## DATASET CONTENT
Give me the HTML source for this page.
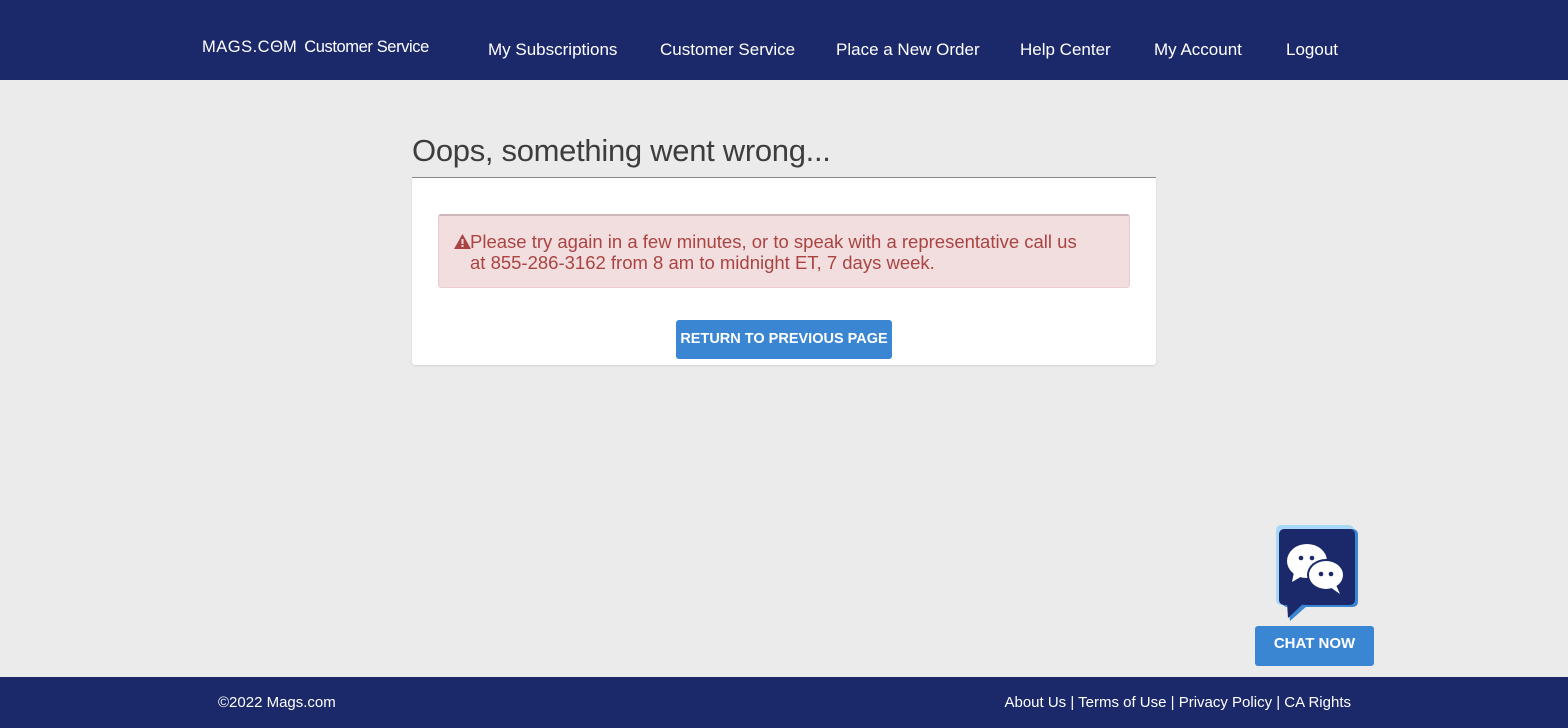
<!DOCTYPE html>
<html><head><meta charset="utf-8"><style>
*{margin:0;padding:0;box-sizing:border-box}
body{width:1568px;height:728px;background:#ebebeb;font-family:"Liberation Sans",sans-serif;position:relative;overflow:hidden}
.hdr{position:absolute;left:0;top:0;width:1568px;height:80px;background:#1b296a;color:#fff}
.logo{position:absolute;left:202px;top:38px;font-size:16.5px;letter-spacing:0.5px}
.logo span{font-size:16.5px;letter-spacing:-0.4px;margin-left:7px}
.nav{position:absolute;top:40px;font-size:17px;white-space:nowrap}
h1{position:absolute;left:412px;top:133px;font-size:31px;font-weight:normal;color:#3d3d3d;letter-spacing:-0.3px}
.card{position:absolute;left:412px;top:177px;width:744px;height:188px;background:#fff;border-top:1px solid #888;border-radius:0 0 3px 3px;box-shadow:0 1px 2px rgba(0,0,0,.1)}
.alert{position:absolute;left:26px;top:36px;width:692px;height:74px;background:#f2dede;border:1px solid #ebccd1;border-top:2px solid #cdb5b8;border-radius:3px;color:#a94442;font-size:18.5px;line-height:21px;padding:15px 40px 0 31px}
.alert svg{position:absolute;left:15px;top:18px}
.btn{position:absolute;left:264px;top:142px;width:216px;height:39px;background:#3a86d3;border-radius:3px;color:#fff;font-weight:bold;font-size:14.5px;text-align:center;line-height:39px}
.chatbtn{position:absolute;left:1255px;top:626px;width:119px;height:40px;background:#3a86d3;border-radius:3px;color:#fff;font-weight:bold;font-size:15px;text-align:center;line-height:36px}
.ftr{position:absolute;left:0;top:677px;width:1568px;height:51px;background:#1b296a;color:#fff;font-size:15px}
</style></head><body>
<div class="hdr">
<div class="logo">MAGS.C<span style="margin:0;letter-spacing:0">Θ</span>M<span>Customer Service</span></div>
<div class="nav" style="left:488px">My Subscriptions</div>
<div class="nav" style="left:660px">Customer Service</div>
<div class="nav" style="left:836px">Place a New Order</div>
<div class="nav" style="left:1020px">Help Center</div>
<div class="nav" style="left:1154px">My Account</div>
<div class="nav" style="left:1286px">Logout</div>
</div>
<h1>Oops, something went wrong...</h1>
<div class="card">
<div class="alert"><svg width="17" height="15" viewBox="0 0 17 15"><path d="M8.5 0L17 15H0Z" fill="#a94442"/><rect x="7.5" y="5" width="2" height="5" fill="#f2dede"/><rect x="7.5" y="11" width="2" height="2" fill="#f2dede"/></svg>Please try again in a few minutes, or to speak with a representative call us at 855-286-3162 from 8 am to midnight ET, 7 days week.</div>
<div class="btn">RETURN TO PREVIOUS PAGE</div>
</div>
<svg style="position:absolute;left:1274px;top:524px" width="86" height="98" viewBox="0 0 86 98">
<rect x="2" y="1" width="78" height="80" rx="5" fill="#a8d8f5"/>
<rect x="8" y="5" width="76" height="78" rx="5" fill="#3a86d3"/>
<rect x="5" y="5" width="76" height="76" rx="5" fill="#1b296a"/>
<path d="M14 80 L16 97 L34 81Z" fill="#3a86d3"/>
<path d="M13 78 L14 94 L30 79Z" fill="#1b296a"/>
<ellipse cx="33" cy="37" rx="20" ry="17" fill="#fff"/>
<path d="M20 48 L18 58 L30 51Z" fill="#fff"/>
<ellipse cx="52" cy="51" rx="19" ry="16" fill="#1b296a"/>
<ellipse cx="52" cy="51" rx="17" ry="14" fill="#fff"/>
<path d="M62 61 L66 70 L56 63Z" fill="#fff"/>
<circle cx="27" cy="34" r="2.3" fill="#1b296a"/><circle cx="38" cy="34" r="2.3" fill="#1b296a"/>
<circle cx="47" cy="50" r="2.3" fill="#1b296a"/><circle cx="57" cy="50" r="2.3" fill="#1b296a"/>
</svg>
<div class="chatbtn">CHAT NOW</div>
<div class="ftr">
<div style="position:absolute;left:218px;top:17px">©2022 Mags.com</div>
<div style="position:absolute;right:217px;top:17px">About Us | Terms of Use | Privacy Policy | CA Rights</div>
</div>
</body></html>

## EXERCISE INSTRUCTIONS
Without the pictures, write out all of the material exactly.

## RESPONSE TO THE EXERCISE
Give me the HTML source for this page.
<!DOCTYPE html>
<html><head><meta charset="utf-8"><style>
*{margin:0;padding:0;box-sizing:border-box}
body{width:1568px;height:728px;background:#ebebeb;font-family:"Liberation Sans",sans-serif;position:relative;overflow:hidden}
.hdr{position:absolute;left:0;top:0;width:1568px;height:80px;background:#1b296a;color:#fff}
.logo{position:absolute;left:202px;top:38px;font-size:16.5px;letter-spacing:0.5px}
.logo span{font-size:16.5px;letter-spacing:-0.4px;margin-left:7px}
.nav{position:absolute;top:40px;font-size:17px;white-space:nowrap}
h1{position:absolute;left:412px;top:133px;font-size:31px;font-weight:normal;color:#3d3d3d;letter-spacing:-0.3px}
.card{position:absolute;left:412px;top:177px;width:744px;height:188px;background:#fff;border-top:1px solid #888;border-radius:0 0 3px 3px;box-shadow:0 1px 2px rgba(0,0,0,.1)}
.alert{position:absolute;left:26px;top:36px;width:692px;height:74px;background:#f2dede;border:1px solid #ebccd1;border-top:2px solid #cdb5b8;border-radius:3px;color:#a94442;font-size:18.5px;line-height:21px;padding:15px 40px 0 31px}
.alert svg{position:absolute;left:15px;top:18px}
.btn{position:absolute;left:264px;top:142px;width:216px;height:39px;background:#3a86d3;border-radius:3px;color:#fff;font-weight:bold;font-size:14.5px;text-align:center;line-height:39px}
.chatbtn{position:absolute;left:1255px;top:626px;width:119px;height:40px;background:#3a86d3;border-radius:3px;color:#fff;font-weight:bold;font-size:15px;text-align:center;line-height:36px}
.ftr{position:absolute;left:0;top:677px;width:1568px;height:51px;background:#1b296a;color:#fff;font-size:15px}
</style></head><body>
<div class="hdr">
<div class="logo">MAGS.C<span style="margin:0;letter-spacing:0">Θ</span>M<span>Customer Service</span></div>
<div class="nav" style="left:488px">My Subscriptions</div>
<div class="nav" style="left:660px">Customer Service</div>
<div class="nav" style="left:836px">Place a New Order</div>
<div class="nav" style="left:1020px">Help Center</div>
<div class="nav" style="left:1154px">My Account</div>
<div class="nav" style="left:1286px">Logout</div>
</div>
<h1>Oops, something went wrong...</h1>
<div class="card">
<div class="alert"><svg width="17" height="15" viewBox="0 0 17 15"><path d="M8.5 0L17 15H0Z" fill="#a94442"/><rect x="7.5" y="5" width="2" height="5" fill="#f2dede"/><rect x="7.5" y="11" width="2" height="2" fill="#f2dede"/></svg>Please try again in a few minutes, or to speak with a representative call us at 855-286-3162 from 8 am to midnight ET, 7 days week.</div>
<div class="btn">RETURN TO PREVIOUS PAGE</div>
</div>
<svg style="position:absolute;left:1274px;top:524px" width="86" height="98" viewBox="0 0 86 98">
<rect x="2" y="1" width="78" height="80" rx="5" fill="#a8d8f5"/>
<rect x="8" y="5" width="76" height="78" rx="5" fill="#3a86d3"/>
<rect x="5" y="5" width="76" height="76" rx="5" fill="#1b296a"/>
<path d="M14 80 L16 97 L34 81Z" fill="#3a86d3"/>
<path d="M13 78 L14 94 L30 79Z" fill="#1b296a"/>
<ellipse cx="33" cy="37" rx="20" ry="17" fill="#fff"/>
<path d="M20 48 L18 58 L30 51Z" fill="#fff"/>
<ellipse cx="52" cy="51" rx="19" ry="16" fill="#1b296a"/>
<ellipse cx="52" cy="51" rx="17" ry="14" fill="#fff"/>
<path d="M62 61 L66 70 L56 63Z" fill="#fff"/>
<circle cx="27" cy="34" r="2.3" fill="#1b296a"/><circle cx="38" cy="34" r="2.3" fill="#1b296a"/>
<circle cx="47" cy="50" r="2.3" fill="#1b296a"/><circle cx="57" cy="50" r="2.3" fill="#1b296a"/>
</svg>
<div class="chatbtn">CHAT NOW</div>
<div class="ftr">
<div style="position:absolute;left:218px;top:17px">©2022 Mags.com</div>
<div style="position:absolute;right:217px;top:17px">About Us | Terms of Use | Privacy Policy | CA Rights</div>
</div>
</body></html>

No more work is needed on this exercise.